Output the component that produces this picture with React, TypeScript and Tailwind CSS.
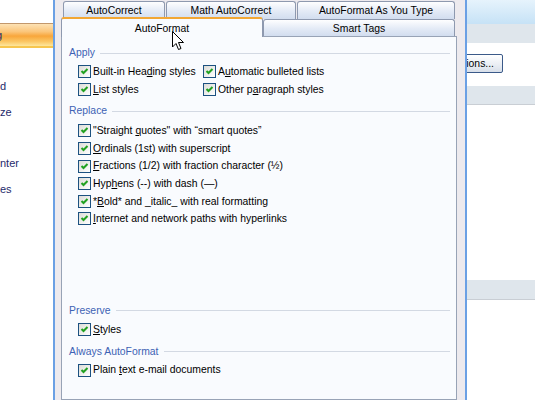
import React from "react";

const Check = () => (
  <span className="w-[13px] h-[13px] shrink-0 border border-[#1c5180] bg-[linear-gradient(135deg,#dcdcd7,#ffffff)] flex items-center justify-center">
    <svg width="11" height="11" viewBox="0 0 11 11">
      <path d="M2.5 5 L4.5 7 L8.5 3" fill="none" stroke="#21a121" strokeWidth="2" />
    </svg>
  </span>
);

const Row = ({ children }: { children: React.ReactNode }) => (
  <div className="h-[17.6px] flex items-center gap-[2px] whitespace-nowrap">
    <Check />
    <span>{children}</span>
  </div>
);

const Header = ({ title, cls }: { title: string; cls: string }) => (
  <div className={"h-[14px] flex items-center gap-[5px] pr-[6px] text-[#3d62b4] " + cls}>
    <span className="whitespace-nowrap">{title}</span>
    <span className="flex-1 h-px bg-[#d3d9e3]" />
  </div>
);

const Tab = ({ cls, children }: { cls: string; children: React.ReactNode }) => (
  <div
    className={
      "h-[18px] pt-[1px] flex items-center justify-center border border-b-0 border-[#8e99af] rounded-t-[3px] bg-[linear-gradient(to_bottom,#fefeff,#e3eaf6_55%,#d2ddef)] whitespace-nowrap " +
      cls
    }
  >
    {children}
  </div>
);

const U = ({ children }: { children: React.ReactNode }) => <span className="underline underline-offset-[1px]">{children}</span>;

export default function App() {
  return (
    <div className="relative w-[535px] h-[400px] overflow-hidden flex bg-white font-['Liberation_Sans',Arial,sans-serif] text-[10.4px] text-black">
      {/* left options list */}
      <div className="w-[53px] shrink-0 overflow-hidden flex flex-col text-[11px] text-[#1f2b6c]">
        <div className="h-[23px] shrink-0" />
        <div className="h-[25px] shrink-0 flex items-center border-t border-t-[#c2976b] border-b-2 border-b-[#f7c64e] bg-[linear-gradient(to_bottom,#fde2b4_0%,#fbc57a_35%,#f8a63b_55%,#fbc765_80%,#fde79e_100%)]">
          <span className="ml-[-4px]">g</span>
        </div>
        <div className="h-[25.6px] shrink-0" />
        <div className="h-[25.6px] shrink-0 flex items-center"><span>d</span></div>
        <div className="h-[25.6px] shrink-0 flex items-center"><span>ze</span></div>
        <div className="h-[25.6px] shrink-0" />
        <div className="h-[25.6px] shrink-0 flex items-center"><span>nter</span></div>
        <div className="h-[25.6px] shrink-0 flex items-center"><span>es</span></div>
      </div>

      {/* dialog */}
      <div className="w-[414px] shrink-0 flex flex-col border-x-2 border-[#6ba0e4] bg-[#edeaee] pl-[6px] pr-[8px]">
        <div className="mt-[1px] h-[18px] shrink-0 flex pl-[2px] gap-[1px]">
          <Tab cls="w-[102px]">AutoCorrect</Tab>
          <Tab cls="w-[130px]">Math AutoCorrect</Tab>
          <Tab cls="w-[158px]">AutoFormat As You Type</Tab>
        </div>
        <div className="-mt-[2px] h-[19px] shrink-0 flex items-start relative z-10">
          <div className="w-[202px] h-[20px] pt-[1px] flex items-center justify-center border-x border-[#8e99af] border-t-2 border-t-[#f2a735] rounded-t-[3px] bg-[#f9fbfe]">
            AutoFormat
          </div>
          <div className="mt-[2px] w-[192px] h-[17px] pt-[2px] flex items-center justify-center border border-b-0 border-[#8e99af] rounded-t-[3px] bg-[linear-gradient(to_bottom,#fefeff,#e3eaf6_55%,#d2ddef)]">
            Smart Tags
          </div>
        </div>
        <div className="flex-1 border border-[#98a3b6] bg-[#f9fbfe] pl-[7px] flex flex-col">
          <Header title="Apply" cls="mt-[9px]" />
          <div className="mt-[3px] pl-[9px] grid grid-cols-[125px_auto]">
            <Row>Built-in Hea<U>d</U>ing styles</Row>
            <Row>A<U>u</U>tomatic bulleted lists</Row>
            <Row><U>L</U>ist styles</Row>
            <Row>Other p<U>a</U>ragraph styles</Row>
          </div>
          <Header title="Replace" cls="mt-[6px]" />
          <div className="mt-[4px] pl-[9px] flex flex-col">
            <Row>"Straight <U>q</U>uotes" with “smart quotes”</Row>
            <Row><U>O</U>rdinals (1st) with superscript</Row>
            <Row><U>F</U>ractions (1/2) with fraction character (½)</Row>
            <Row>Hyp<U>h</U>ens (--) with dash (—)</Row>
            <Row>*<U>B</U>old* and _italic_ with real formatting</Row>
            <Row><U>I</U>nternet and network paths with hyperlinks</Row>
          </div>
          <Header title="Preserve" cls="mt-[76px]" />
          <div className="mt-[3px] pl-[9px] flex flex-col">
            <Row><U>S</U>tyles</Row>
          </div>
          <Header title="Always AutoFormat" cls="mt-[6px]" />
          <div className="mt-[3px] pl-[9px] flex flex-col">
            <Row>Plain <U>t</U>ext e-mail documents</Row>
          </div>
        </div>
      </div>

      {/* right background */}
      <div className="flex-1 min-w-0 overflow-hidden flex flex-col">
        <div className="h-[24px] shrink-0 bg-[linear-gradient(to_bottom,#e6f3fc,#c6e2f6)]" />
        <div className="h-[19px] shrink-0 bg-[#dfe6ec]" />
        <div className="mt-[11px] h-[19px] shrink-0 flex justify-end pr-[32px]">
          <div className="shrink-0 whitespace-nowrap h-[19px] px-[8px] flex items-center border border-[#3b5a89] rounded-[2px] bg-[linear-gradient(to_bottom,#ffffff,#e9edf3_60%,#d8dfe9)]">
            AutoCorrect Options...
          </div>
        </div>
        <div className="mt-[13px] h-[19px] shrink-0 bg-[#dfe6ec] border-b border-[#c9ced4]" />
        <div className="mt-[175px] h-[20px] shrink-0 bg-[#dfe6ec] border-b border-[#c9ced4]" />
      </div>

      {/* mouse cursor */}
      <svg className="absolute left-[172px] top-[31px] z-20" width="13" height="20" viewBox="0 0 13 20">
        <path d="M0.5 0.5 L0.5 16 L4 12.5 L6.5 18.5 L9 17.5 L6.5 11.5 L11.5 11.5 Z" fill="#ffffff" stroke="#000000" strokeWidth="1" strokeLinejoin="miter" />
      </svg>
    </div>
  );
}
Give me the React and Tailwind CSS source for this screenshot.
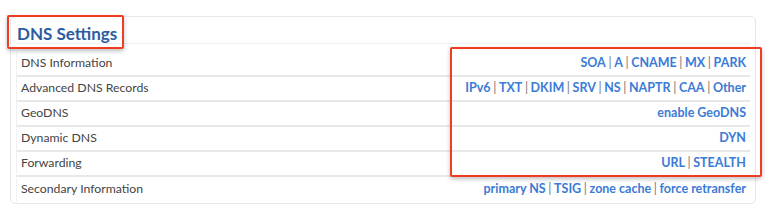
const rows = [
  { label: "DNS Information", links: ["SOA", "A", "CNAME", "MX", "PARK"] },
  { label: "Advanced DNS Records", links: ["IPv6", "TXT", "DKIM", "SRV", "NS", "NAPTR", "CAA", "Other"] },
  { label: "GeoDNS", links: ["enable GeoDNS"] },
  { label: "Dynamic DNS", links: ["DYN"] },
  { label: "Forwarding", links: ["URL", "STEALTH"] },
  { label: "Secondary Information", links: ["primary NS", "TSIG", "zone cache", "force retransfer"] },
];

const LinkList = ({ links }) => (
  <div className="flex items-center text-[12.5px] font-bold text-[#3a7bd6]">
    {links.map((l, i) => (
      <span key={l} className="flex items-center">
        {i > 0 && <span className="px-[2.6px] font-normal text-[#7a7a7a]">|</span>}
        <a href="#" className="hover:underline">
          {l}
        </a>
      </span>
    ))}
  </div>
);

export default function App() {
  return (
    <div className="relative w-[768px] h-[222px] overflow-hidden bg-white pt-[16px] pl-[10px] font-['Lato','Liberation_Sans',sans-serif]">
      <div className="w-[746px] h-[188px] rounded-[5px] border border-[#e3e8ef] px-[5px]">
        <div className="h-[27px] pt-[7px] pl-[1px] border-b border-[#edf0f4] text-[17px] leading-[20px] font-bold text-[#2b5c9f]">
          DNS Settings
        </div>
        <div className="mt-[8px] border-l border-[#f0f1f3]">
          {rows.map((r, i) => (
            <div
              key={r.label}
              className={`flex h-[25px] items-center justify-between pl-[4px] pr-[4px] ${
                i < rows.length - 1 ? "border-b-2 border-[#e8e8e8]" : ""
              }`}
            >
              <span className="text-[12.25px] text-[#444]">{r.label}</span>
              <LinkList links={r.links} />
            </div>
          ))}
        </div>
      </div>

      <div className="absolute left-[7px] top-[15px] w-[117px] h-[34px] rounded-[2px] border-2 border-[#f03c24] shadow-[0_2px_4px_rgba(0,0,0,0.25)]" />
      <div className="absolute left-[450px] top-[47px] w-[312px] h-[130px] rounded-[2px] border-2 border-[#f03c24] shadow-[0_2px_4px_rgba(0,0,0,0.25)]" />
    </div>
  );
}
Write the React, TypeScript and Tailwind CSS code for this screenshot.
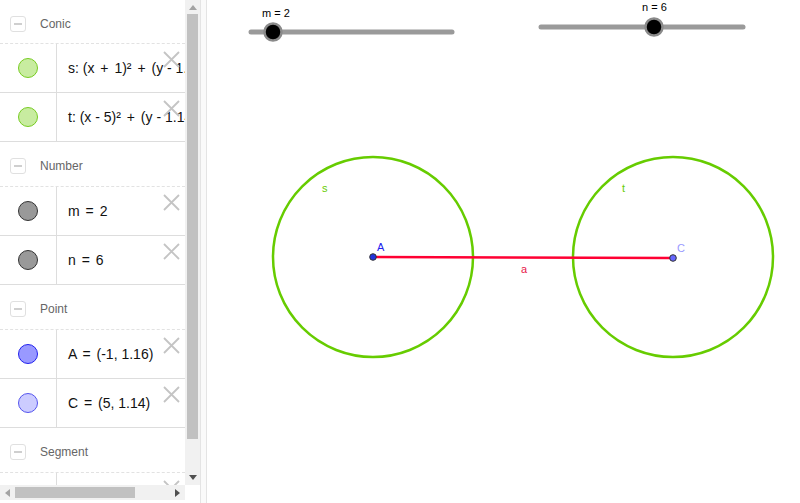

Requirements: Go from the first line of the data above to the line containing "import React from" and retype exactly those lines, both included, but none of the pictures.

Correct output:
Output the component that produces this picture with React, TypeScript and Tailwind CSS.
import React from "react";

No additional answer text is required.